Our fascination with machines arrives belatedly and in the wrong place—certainly not where Silicon Valley would have us believe. After all, robots were imagined outside Europe long before its mechanical age. To the medieval world they were indistinguishable from magic: automata that moved of their own accord, angels of brass and whirring saints. Both alchemy and machinery in fact trace their origins to Baghdad, where engineers and philosophers developed intricate water-clocks, automata, and chemical practices that fused experiment with speculation. From there, they entered Europe not as neutral tools but as diplomatic gifts.

In the Islamic world, science, technology, and the occult were never so neatly separated. Al-kīmiyāʾ, alchemy, was both metalwork and self-transformation, material practice entwined with spiritual discipline. Machines and ritual, invention and enchantment, were inseparable. What we now call “technology” was an affair of spirits, symbols, and power. Hong-Kong born philosopher Yuk Hui makes a similar point: Western frameworks flatten technological thought, ignoring traditions, like Daoist philosophy, that approach technology through harmony rather than mechanics.

Sophia Al-Maria and Lydia Ouhramane’s A Blessing and a Betrrayal. Photo: Thomas Gunnar Bagge

That might be the point artists Sophia Al-Maria and Lydia Ourahmane ironise over in A Blessing and A Betrayal (2024).

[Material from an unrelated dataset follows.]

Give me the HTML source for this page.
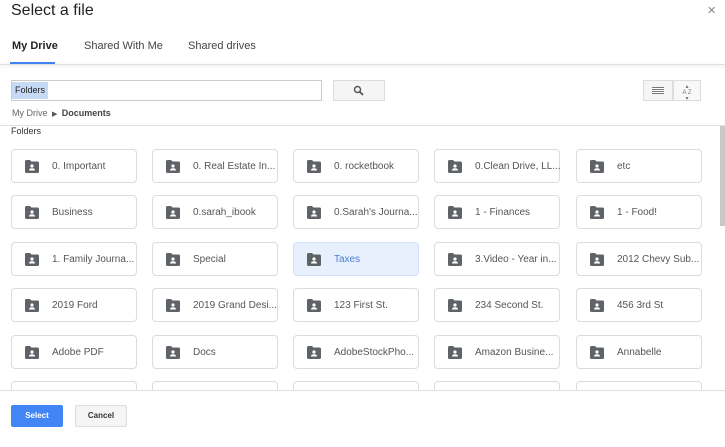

Their stained-glass diptych reimagines the story of Esau and Jacob (Genesis 28) with an insurgent, almost blasphemous twist: medieval craftsmanship fused with AI-generated “scriptural” fragments, inscribed in gothic blackletter and mock marginalia. The authority of sacred text falls into algorithmic noise, laying bare a simple truth: myth, whether biblical, national, divine, or digital, is no longer a vessel of divine permanence but a site of unstable rewriting. Here the sacred machinery of English national myth-making quietly unravels under the gaze of two immigrants. I just couldn’t stop thinking about the genius of this work, when that same weekend I stumbled on Stuard’s book in London I randomly found myself in the midst of the UK’s biggest fascist protest since WWII. Interesting time to be alive. 

I guess belated artists’ engagement with medieval imagery reads less as retrospective longing than as a reckoning with the logics of our contemporary tech lord-dom. The “reenchantment of the world” that philosopher Byung-Chul Han yarns for, might then find resonance in culturally informed and localized rites and rituals rather than exported neocolonized spiritualities. Pre-patriarchal rites, pagan traditions, and traces of medieval mysticism become in this context instruments for critical excavation. 

One must keep in mind though, that this very act of “enchanting recovery” of old collective memory would be vain without a systematic surveying and meticulous dismantling of what has hardened it into hegemony, codification, and violence. Only through this dual movement can anything genuine be preserved, can anything be reclaimed.

References:


Han, Byung-Chul. The Disappearance of Rituals: A Topology of the Present. Polity Press, 2020.

Hui, Yuk. The Question Concerning Technology in China: An Essay in Cosmotechnics. Urbanomic, 2016.

O’Gieblyn, Meghan. God, Human, Animal, Machine: Technology, Metaphor, and the Search for Meaning. Pantheon Books, 2023.

Stuard, Susan Mosher, ed. Women in Medieval Society. University of Pennsylvania Press, 1976.